Drug repurposing - finding new indications for existing therapeutics - has been happening in medicine for decades, with an ever-growing list of success stories. Of course, no write-up about drug repurposing is complete without mention of the infamous ‘little blue pill’, sildenafil, one of the world’s most successful products of repurposing. Originally developed by Pfizer to treat hypertension and angina, sildenafil’s true calling became apparent during clinical trials, from which it moved on to become one of the highest grossing drugs in history. Sildenafil has been the leading example of serendipitous drug repurposing and inspirational in helping rejuvenate drug discovery for various indications, including infectious diseases.
The advantages of repurposing are clear - the potential is to deliver new treatments much more quickly and inexpensively compared to developing drugs from the ground up. As such, drug repurposing has become an important pipeline for academic researchers and pharmaceutical companies alike, who are exploring drugs on the market or salvaging assets that were shelved due to poor efficacy and testing them for alternative clinical applications. Such compounds have already gone through rigorous clinical testing, with safety data from these studies permitted as support for new regulatory approval thus reducing the time to transition from bench to bedside.

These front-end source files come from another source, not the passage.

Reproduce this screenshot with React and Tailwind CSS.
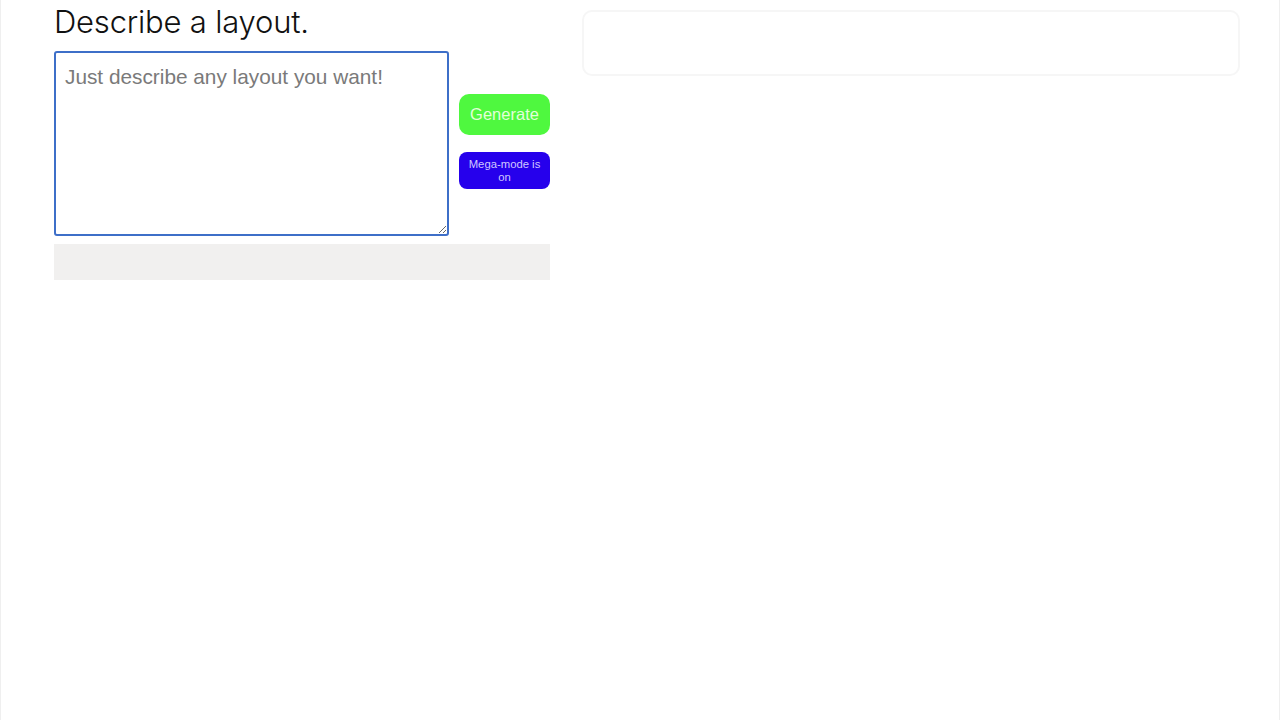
export default function App() {
  return (
    <div className="min-h-screen bg-white border-x border-[#efefef] relative" style={{ fontFamily: '"Liberation Sans", Arial, sans-serif' }}>
      <div className="flex items-start gap-[32px] pl-[53px] pr-[39px]">
        {/* left column */}
        <div className="w-[496px] shrink-0">
          <h1 className="font-['Inter',sans-serif] font-light text-[31px] leading-[40px] text-[#111] pt-[2px] tracking-[-0.2px]">
            Describe a layout.
          </h1>
          <div className="flex items-start gap-[10px] mt-[9px]">
            <textarea
              placeholder="Just describe any layout you want!"
              className="w-[395px] h-[185px] border-2 border-[#3e6fc8] rounded-[3px] pl-[9px] pt-[10px] text-[20.8px] leading-[28px] text-[#333] placeholder:text-[#7a7a7a] outline-none resize-y font-['Liberation_Sans',Arial,sans-serif]"
            />
            <div className="flex flex-col gap-[17px] pt-[43px] w-[91px]">
              <button className="h-[41px] rounded-[10px] bg-[#4ff83f] text-[#e2ffd9] text-[16.5px] font-['Liberation_Sans',Arial,sans-serif]">
                Generate
              </button>
              <button className="h-[37px] rounded-[8px] bg-[#2600ec] text-[#cfc6ff] text-[11.3px] leading-[13px] px-[4px] font-medium font-['Liberation_Sans',Arial,sans-serif]">
                Mega-mode is on
              </button>
            </div>
          </div>
          <div className="mt-[8px] h-[36px] w-[496px] bg-[#f1f0ef]" />
        </div>
        {/* right column */}
        <div className="flex-1 mt-[10px] h-[66px] rounded-[10px] border-2 border-[#f6f6f6]" />
      </div>
    </div>
  );
}
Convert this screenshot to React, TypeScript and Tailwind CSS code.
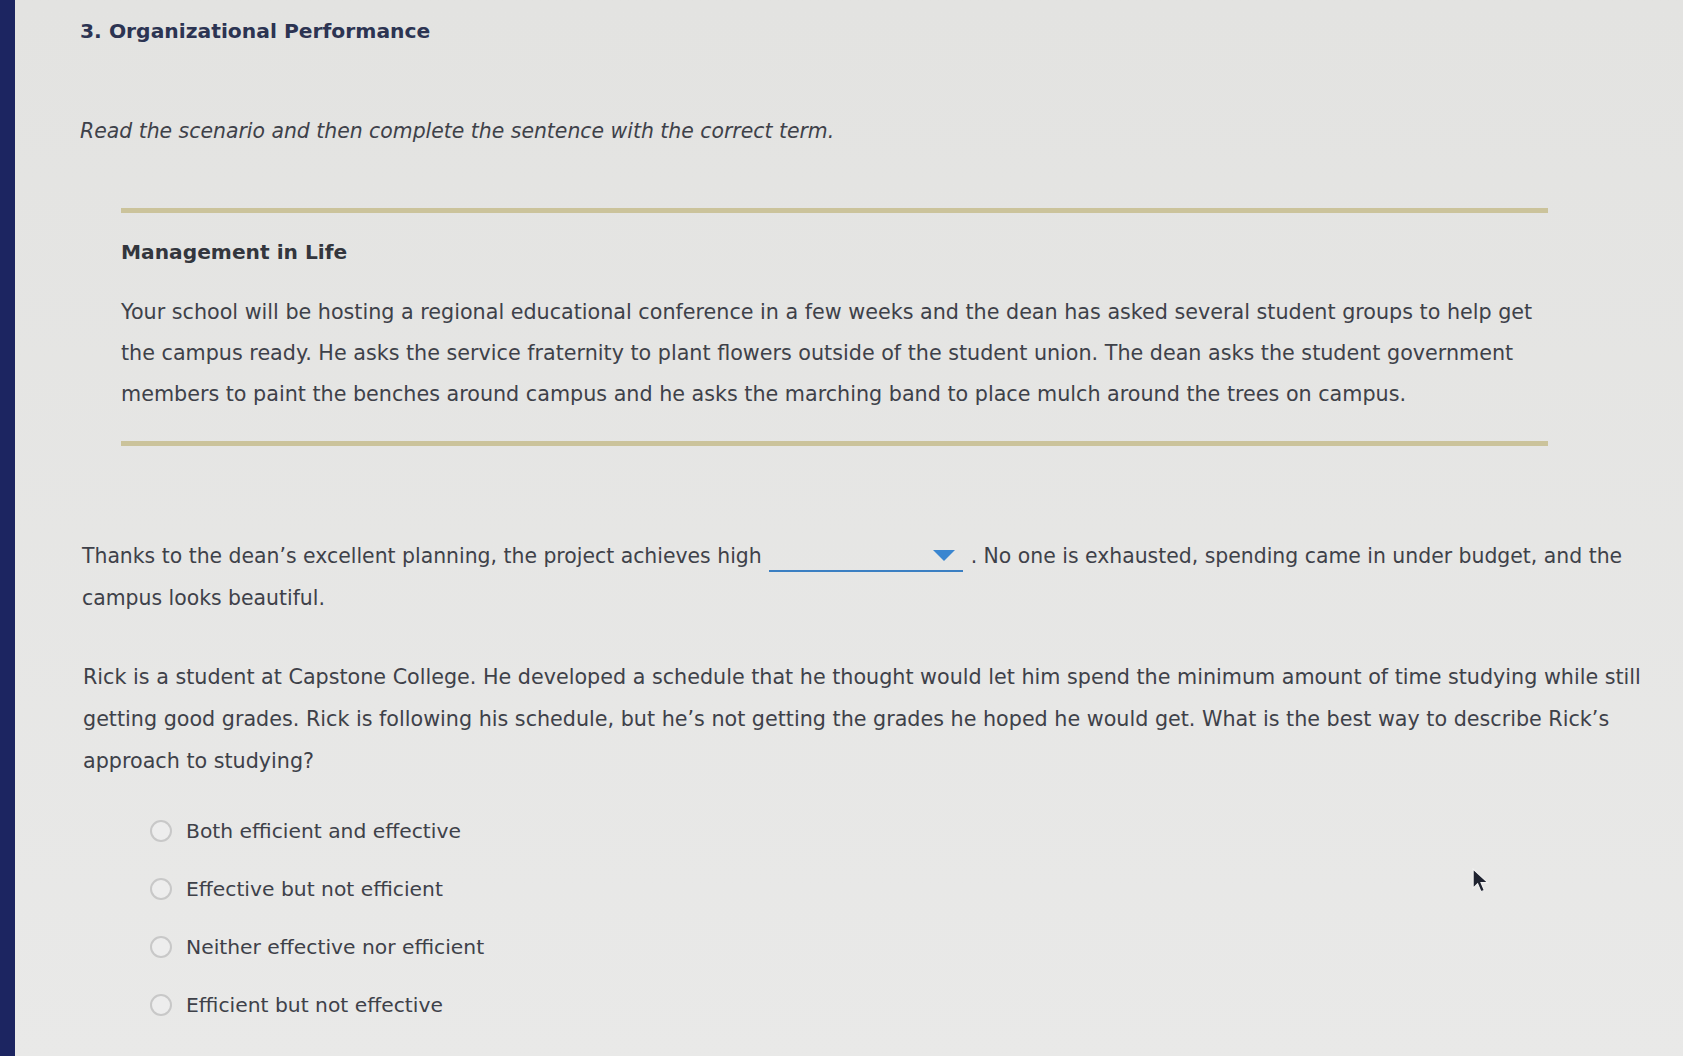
import { useState } from 'react';

const options = [
  'Both efficient and effective',
  'Effective but not efficient',
  'Neither effective nor efficient',
  'Efficient but not effective',
];

export default function App() {
  const [selected, setSelected] = useState<number | null>(null);

  return (
    <div
      className="relative flex w-[1683px] h-[1056px] overflow-hidden bg-gradient-to-b from-[#e3e3e1] to-[#e9e9e8] text-[#3e4149]"
      style={{ fontFamily: '"DejaVu Sans", Verdana, sans-serif' }}
    >
      {/* left navigation edge */}
      <div className="w-[15px] shrink-0 bg-[#1c2561]" />

      <div className="flex-1 pl-[65px] pt-[18px]">
        <h1 className="text-[20.3px] leading-[26px] font-bold text-[#2c3452]">3. Organizational Performance</h1>

        <p className="mt-[74px] text-[20.4px] leading-[26px] italic">
          Read the scenario and then complete the sentence with the correct term.
        </p>

        <div className="ml-[41px] w-[1427px] mt-[64px]">
          <div className="h-[5px] bg-[#cbc39b]" />
          <h2 className="mt-[26px] text-[20.2px] leading-[26px] font-bold text-[#33363d]">Management in Life</h2>
          <p className="mt-[27px] text-[20.7px] leading-[41px] whitespace-nowrap">
            Your school will be hosting a regional educational conference in a few weeks and the dean has asked several student groups to help get
            <br />
            the campus ready. He asks the service fraternity to plant flowers outside of the student union. The dean asks the student government
            <br />
            members to paint the benches around campus and he asks the marching band to place mulch around the trees on campus.
          </p>
          <div className="mt-[26px] h-[5px] bg-[#cbc39b]" />
        </div>

        <p className="mt-[89px] pl-[2px] text-[20.4px] leading-[42px] whitespace-nowrap">
          Thanks to the dean’s excellent planning, the project achieves high{' '}
          <span className="relative inline-block align-[-9px] w-[194px] h-[28px] mx-[1px] border-b-2 border-[#3b7fc2]">
            <svg width="24" height="13" viewBox="0 0 24 13" className="absolute right-[7px] bottom-[8px]">
              <path d="M1 1 L23 1 L12 12 Z" fill="#3a86d0" />
            </svg>
          </span>{' '}
          . No one is exhausted, spending came in under budget, and the
          <br />
          campus looks beautiful.
        </p>

        <p className="mt-[37px] pl-[3px] text-[20.7px] leading-[42px] whitespace-nowrap">
          Rick is a student at Capstone College. He developed a schedule that he thought would let him spend the minimum amount of time studying while still
          <br />
          getting good grades. Rick is following his schedule, but he’s not getting the grades he hoped he would get. What is the best way to describe Rick’s
          <br />
          approach to studying?
        </p>

        <div className="mt-[34px] ml-[70px] flex flex-col gap-[28px]">
          {options.map((o, i) => (
            <label key={o} className="flex items-center gap-[14px] h-[30px] text-[20.3px] cursor-pointer" onClick={() => setSelected(i)}>
              <span className="flex items-center justify-center w-[22px] h-[22px] rounded-full border-2 border-[#c8c8c8] bg-[#ededed]">
                {selected === i && <span className="w-[9px] h-[9px] rounded-full bg-[#3a86d0]" />}
              </span>
              {o}
            </label>
          ))}
        </div>
      </div>

      {/* mouse pointer */}
      <svg className="absolute left-[1472px] top-[868px]" width="18" height="27" viewBox="0 0 16 24">
        <path d="M1 1 L1 18 L5 14 L8 21 L11 20 L8 13 L14 13 Z" fill="#1f2330" stroke="#f2f2f2" strokeWidth="1" />
      </svg>
    </div>
  );
}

Yet, in the reviewed literature, one glaring observation is that, to date, not a single drug has been repurposed and approved for use as an antibacterial drug, a field where languishing drug pipelines are a colossal frustration. Nevertheless, it is also clear that there is considerable interest in drug repurposing for antimicrobial therapeutics and many potential candidates have been investigated for new indications, including antiparasitic, antiviral, antifungal and antibacterial purposes. We ourselves jumped on the repurposing bandwagon about a decade ago, seeking to discover new antibacterials by means of screening FDA-approved drugs. To our delight, we found cryptic antibacterial activities for drugs like the anti-diarrheal, loperamide; the fertility drug, clomiphene; and the antiprotozoal drug, pentamidine. It was evident for us, and many others, that the rate of success in finding hidden antimicrobial activities for known drugs was high. Yet, we have also witnessed – first-hand and in scouring the literature – that a common challenge often emerged: much higher concentrations of bioavailable drug are needed for antimicrobial efficacy than the effective doses of repurposed compounds for their human target(s). Indeed, when it comes to antimicrobial repurposing, the most common obstacle is a clinical pharmacology issue. Limitations in the pharmacokinetic profiles of existing drugs, more often than not, hamper the potential of these repurposed drugs for clinical applicability.
Our take-home from the reviewed literature is that the devil is in the details and in looking under stones unturned; innovative strategies may be the key to repurposing success in the infectious diseases field. For instance, combinatorial strategies can be valuable approaches in offering dose-sparing capabilities so as to remain in an applicable clinical range for the non-antimicrobial drug. Rationally designed screening platforms may also lead to successful repurposing opportunities, finding new drugs through unique phenotypic assays. Ever-improving in silico-based methods will also certainly aid in the discovery process. In all, it is clear the hunt is still very much on for more repurposed drugs to treat infectious diseases. With new strategies, and just a hint of serendipity, researchers may uncover the next repurposed antimicrobial agent. And perhaps, we will witness an overnight success like the sensational ‘little blue pill’.